Generally, local municipal codes do not authorize local officials such as the comptroller, in the case of Chicago, to impose new taxes that the government legislatures (such as the City Council, in the case of Chicago) have not authorized through statute. The administrative officials may not use rule-making power to adopt a rule that is inconsistent with or exceeds the specific language in the ordinance.

Rules that are inconsistent with the ordinance under which they are adopted are invalid. In the matter of the Chicago Amusement Tax, the statutory definition of "amusement" does not include video services streamed from the Internet and provided to a customer on a computer, mobile device or other electronic device.
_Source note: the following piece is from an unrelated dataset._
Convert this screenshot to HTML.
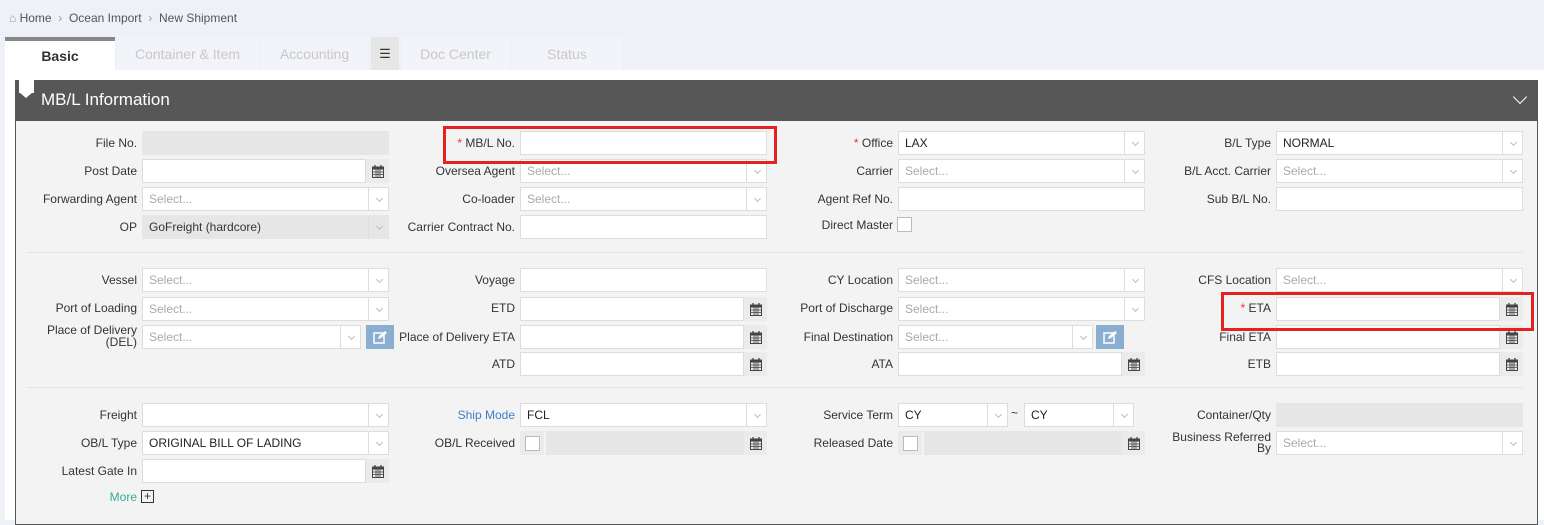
<!DOCTYPE html>
<html><head><meta charset="utf-8"><style>
*{box-sizing:border-box;margin:0;padding:0}
body{width:1544px;height:520px;overflow:hidden;background:#eef1f8;font-family:"Liberation Sans",sans-serif;font-size:12px;color:#333;position:relative}
.a{position:absolute}
.l{position:absolute;text-align:right;font-size:12px;color:#333;line-height:14px}
.i{position:absolute;height:24px;background:#fff;border:1px solid #ddd;font-size:12px;line-height:22px;padding-left:6px;color:#222}
.d{background:#e6e6e6;border-color:#e6e6e6}
.s{color:#aaa}
.s::after,.v::after{content:"";position:absolute;right:0;top:0;width:19px;height:22px;border-left:1px solid #ddd}
.ch{position:absolute;right:6px;top:8px;width:5px;height:5px;border-right:1px solid #bbb;border-bottom:1px solid #bbb;transform:rotate(45deg)}
.cal{position:absolute;width:23px;height:24px;background:#ebebeb;display:flex;align-items:center;justify-content:center}
.req{color:#e33}
.tab{position:absolute;top:37px;height:33px;background:#f3f4f9;color:#c8c8c8;font-size:14px;text-align:center;line-height:34px}
.ed{position:absolute;width:28px;height:24px;background:#8aaed0;display:flex;align-items:center;justify-content:center}
.cb{position:absolute;width:15px;height:15px;background:#fff;border:1px solid #bbb}
.red{position:absolute;border:3px solid #e52222}
</style></head><body>
<svg width="0" height="0" style="position:absolute"><defs><symbol id="c" viewBox="0 0 12 13"><rect x="0.5" y="2" width="11" height="10.5" fill="none" stroke="#444"/><rect x="0.5" y="2" width="11" height="2.5" fill="#444"/><path d="M3 0v3M9 0v3" stroke="#444" stroke-width="1.3"/><path d="M4 4.5v8M6 4.5v8M8 4.5v8M0.5 7h11M0.5 9.5h11" stroke="#444" stroke-width="0.8"/></symbol></defs></svg>

<div class="a" style="left:9px;top:11px;font-size:12px;color:#555"><span style="color:#999">&#8962;</span> Home <span style="color:#999">&nbsp;&rsaquo;&nbsp;</span> Ocean Import <span style="color:#999">&nbsp;&rsaquo;&nbsp;</span> New Shipment</div>

<div class="a" style="left:5px;top:70px;width:1539px;height:450px;background:#fff"></div>
<div class="tab" style="left:5px;width:110px;background:#fff;color:#333;font-weight:bold;border-top:4px solid #888;line-height:30px">Basic</div>
<div class="tab" style="left:117px;width:141px">Container &amp; Item</div>
<div class="tab" style="left:261px;width:107px">Accounting</div>
<div class="tab" style="left:371px;width:28px;background:#e6e6e6;color:#333;font-size:13px">&#9776;</div>
<div class="tab" style="left:402px;width:107px">Doc Center</div>
<div class="tab" style="left:512px;width:110px">Status</div>

<div class="a" style="left:15px;top:80px;width:1523px;height:445px;background:#f3f3f3;border:1px solid #555"></div>
<div class="a" style="left:15px;top:80px;width:1523px;height:41px;background:#575757"></div>
<div class="a" style="left:19px;top:80px;width:15px;height:13px;background:#fff"></div>
<div class="a" style="left:19px;top:92px;width:0;height:0;border-left:7.5px solid transparent;border-right:7.5px solid transparent;border-top:6px solid #fff"></div>
<div class="a" style="left:41px;top:90px;font-size:17px;color:#fff">MB/L Information</div>
<div class="a" style="left:1515px;top:92px;width:10px;height:10px;border-right:1.5px solid #fff;border-bottom:1.5px solid #fff;transform:rotate(45deg)"></div>

<div class="a" style="left:27px;top:252px;width:1496px;height:1px;background:#e4e4e4"></div>
<div class="a" style="left:27px;top:387px;width:1496px;height:1px;background:#e4e4e4"></div>

<!-- group 1 -->
<div class="l" style="left:0;width:137px;top:136px">File No.</div>
<div class="i d" style="left:142px;top:131px;width:247px"></div>
<div class="l" style="left:0;width:137px;top:164px">Post Date</div>
<div class="i" style="left:142px;top:159px;width:224px"></div><div class="cal" style="left:366px;top:159px"><svg width="12" height="13"><use href="#c"/></svg></div>
<div class="l" style="left:0;width:137px;top:192px">Forwarding Agent</div>
<div class="i s" style="left:142px;top:187px;width:247px">Select...<i class="ch"></i></div>
<div class="l" style="left:0;width:137px;top:220px">OP</div>
<div class="i d v" style="left:142px;top:215px;width:247px;color:#333">GoFreight (hardcore)<i class="ch"></i></div>

<div class="l" style="left:380px;width:135px;top:136px"><span class="req">*</span> MB/L No.</div>
<div class="i" style="left:520px;top:131px;width:247px"></div>
<div class="l" style="left:380px;width:135px;top:164px">Oversea Agent</div>
<div class="i s" style="left:520px;top:159px;width:247px">Select...<i class="ch"></i></div>
<div class="l" style="left:380px;width:135px;top:192px">Co-loader</div>
<div class="i s" style="left:520px;top:187px;width:247px">Select...<i class="ch"></i></div>
<div class="l" style="left:380px;width:135px;top:220px">Carrier Contract No.</div>
<div class="i" style="left:520px;top:215px;width:247px"></div>

<div class="l" style="left:760px;width:133px;top:136px"><span class="req">*</span> Office</div>
<div class="i v" style="left:898px;top:131px;width:247px">LAX<i class="ch"></i></div>
<div class="l" style="left:760px;width:133px;top:164px">Carrier</div>
<div class="i s" style="left:898px;top:159px;width:247px">Select...<i class="ch"></i></div>
<div class="l" style="left:760px;width:133px;top:192px">Agent Ref No.</div>
<div class="i" style="left:898px;top:187px;width:247px"></div>
<div class="l" style="left:760px;width:133px;top:218px">Direct Master</div>
<div class="cb" style="left:897px;top:217px"></div>

<div class="l" style="left:1140px;width:131px;top:136px">B/L Type</div>
<div class="i v" style="left:1276px;top:131px;width:247px">NORMAL<i class="ch"></i></div>
<div class="l" style="left:1140px;width:131px;top:164px">B/L Acct. Carrier</div>
<div class="i s" style="left:1276px;top:159px;width:247px">Select...<i class="ch"></i></div>
<div class="l" style="left:1140px;width:131px;top:192px">Sub B/L No.</div>
<div class="i" style="left:1276px;top:187px;width:247px"></div>

<!-- group 2 -->
<div class="l" style="left:0;width:137px;top:273px">Vessel</div>
<div class="i s" style="left:142px;top:268px;width:247px">Select...<i class="ch"></i></div>
<div class="l" style="left:0;width:137px;top:301px">Port of Loading</div>
<div class="i s" style="left:142px;top:297px;width:247px">Select...<i class="ch"></i></div>
<div class="l" style="left:0;width:137px;top:324px;line-height:12px">Place of Delivery<br>(DEL)</div>
<div class="i s" style="left:142px;top:325px;width:219px">Select...<i class="ch"></i></div>
<div class="ed" style="left:366px;top:325px"><svg width="14" height="13" viewBox="0 0 14 13"><rect x="1" y="2" width="10" height="10" fill="none" stroke="#fff" stroke-width="1.5"/><path d="M5 8l1-3 6-5 2 2-6 5z" fill="#fff"/></svg></div>

<div class="l" style="left:380px;width:135px;top:273px">Voyage</div>
<div class="i" style="left:520px;top:268px;width:247px"></div>
<div class="l" style="left:380px;width:135px;top:301px">ETD</div>
<div class="i" style="left:520px;top:297px;width:224px"></div><div class="cal" style="left:744px;top:297px"><svg width="12" height="13"><use href="#c"/></svg></div>
<div class="l" style="left:380px;width:135px;top:330px">Place of Delivery ETA</div>
<div class="i" style="left:520px;top:325px;width:224px"></div><div class="cal" style="left:744px;top:325px"><svg width="12" height="13"><use href="#c"/></svg></div>
<div class="l" style="left:380px;width:135px;top:357px">ATD</div>
<div class="i" style="left:520px;top:352px;width:224px"></div><div class="cal" style="left:744px;top:352px"><svg width="12" height="13"><use href="#c"/></svg></div>

<div class="l" style="left:760px;width:133px;top:273px">CY Location</div>
<div class="i s" style="left:898px;top:268px;width:247px">Select...<i class="ch"></i></div>
<div class="l" style="left:760px;width:133px;top:301px">Port of Discharge</div>
<div class="i s" style="left:898px;top:297px;width:247px">Select...<i class="ch"></i></div>
<div class="l" style="left:760px;width:133px;top:330px">Final Destination</div>
<div class="i s" style="left:898px;top:325px;width:195px">Select...<i class="ch"></i></div>
<div class="ed" style="left:1096px;top:325px"><svg width="14" height="13" viewBox="0 0 14 13"><rect x="1" y="2" width="10" height="10" fill="none" stroke="#fff" stroke-width="1.5"/><path d="M5 8l1-3 6-5 2 2-6 5z" fill="#fff"/></svg></div>
<div class="l" style="left:760px;width:133px;top:357px">ATA</div>
<div class="i" style="left:898px;top:352px;width:224px"></div><div class="cal" style="left:1122px;top:352px"><svg width="12" height="13"><use href="#c"/></svg></div>

<div class="l" style="left:1140px;width:131px;top:273px">CFS Location</div>
<div class="i s" style="left:1276px;top:268px;width:247px">Select...<i class="ch"></i></div>
<div class="l" style="left:1140px;width:131px;top:301px"><span class="req">*</span> ETA</div>
<div class="i" style="left:1276px;top:297px;width:224px"></div><div class="cal" style="left:1500px;top:297px"><svg width="12" height="13"><use href="#c"/></svg></div>
<div class="l" style="left:1140px;width:131px;top:330px">Final ETA</div>
<div class="i" style="left:1276px;top:325px;width:224px"></div><div class="cal" style="left:1500px;top:325px"><svg width="12" height="13"><use href="#c"/></svg></div>
<div class="l" style="left:1140px;width:131px;top:357px">ETB</div>
<div class="i" style="left:1276px;top:352px;width:224px"></div><div class="cal" style="left:1500px;top:352px"><svg width="12" height="13"><use href="#c"/></svg></div>

<!-- group 3 -->
<div class="l" style="left:0;width:137px;top:408px">Freight</div>
<div class="i v" style="left:142px;top:403px;width:247px"><i class="ch"></i></div>
<div class="l" style="left:0;width:137px;top:436px">OB/L Type</div>
<div class="i v" style="left:142px;top:431px;width:247px">ORIGINAL BILL OF LADING<i class="ch"></i></div>
<div class="l" style="left:0;width:137px;top:464px">Latest Gate In</div>
<div class="i" style="left:142px;top:459px;width:224px"></div><div class="cal" style="left:366px;top:459px"><svg width="12" height="13"><use href="#c"/></svg></div>
<div class="l" style="left:0;width:137px;top:490px;color:#3aa89b">More</div>
<div class="a" style="left:141px;top:490px;width:13px;height:13px;border:1px solid #333;font-size:12px;line-height:10px;text-align:center">+</div>

<div class="l" style="left:380px;width:135px;top:408px;color:#3a7fc8">Ship Mode</div>
<div class="i v" style="left:520px;top:403px;width:247px">FCL<i class="ch"></i></div>
<div class="l" style="left:380px;width:135px;top:436px">OB/L Received</div>
<div class="a" style="left:520px;top:431px;width:24px;height:24px;background:#ebebeb"></div><div class="cb" style="left:525px;top:436px"></div>
<div class="i d" style="left:546px;top:431px;width:198px"></div><div class="cal" style="left:744px;top:431px"><svg width="12" height="13"><use href="#c"/></svg></div>

<div class="l" style="left:760px;width:133px;top:408px">Service Term</div>
<div class="i v" style="left:898px;top:403px;width:110px">CY<i class="ch"></i></div>
<div class="a" style="left:1011px;top:406px;font-size:12px">~</div>
<div class="i v" style="left:1024px;top:403px;width:110px">CY<i class="ch"></i></div>
<div class="l" style="left:760px;width:133px;top:436px">Released Date</div>
<div class="a" style="left:898px;top:431px;width:24px;height:24px;background:#ebebeb"></div><div class="cb" style="left:903px;top:436px"></div>
<div class="i d" style="left:924px;top:431px;width:198px"></div><div class="cal" style="left:1122px;top:431px"><svg width="12" height="13"><use href="#c"/></svg></div>

<div class="l" style="left:1140px;width:131px;top:408px">Container/Qty</div>
<div class="i d" style="left:1276px;top:403px;width:247px"></div>
<div class="l" style="left:1140px;width:131px;top:432px;line-height:11px">Business Referred<br>By</div>
<div class="i s" style="left:1276px;top:431px;width:247px">Select...<i class="ch"></i></div>

<div class="red" style="left:443px;top:126px;width:334px;height:38px"></div>
<div class="red" style="left:1221px;top:292px;width:313px;height:39px"></div>
</body></html>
Nor does the ordinance's imposition of a tax on amusements "within the city" authorize a tax on video services streamed from the Internet, which may be provided anywhere, simply because the end user's billing address in the city of Chicago.

The Chicago Amusement Tax matter is an example of a local administrative official exceeding the authority granted under the ordinance by issuing a rule that imposes a new tax that the appropriate legislative body did not authorize. Thus, while the Internet Tax Freedom Act, which provides that no state or political subdivision of a state may impose multiple or discriminatory taxes on electronic commerce, may be a basis for pre-empting the implementation of the application of the Chicago Amusement Tax, it may not be necessary.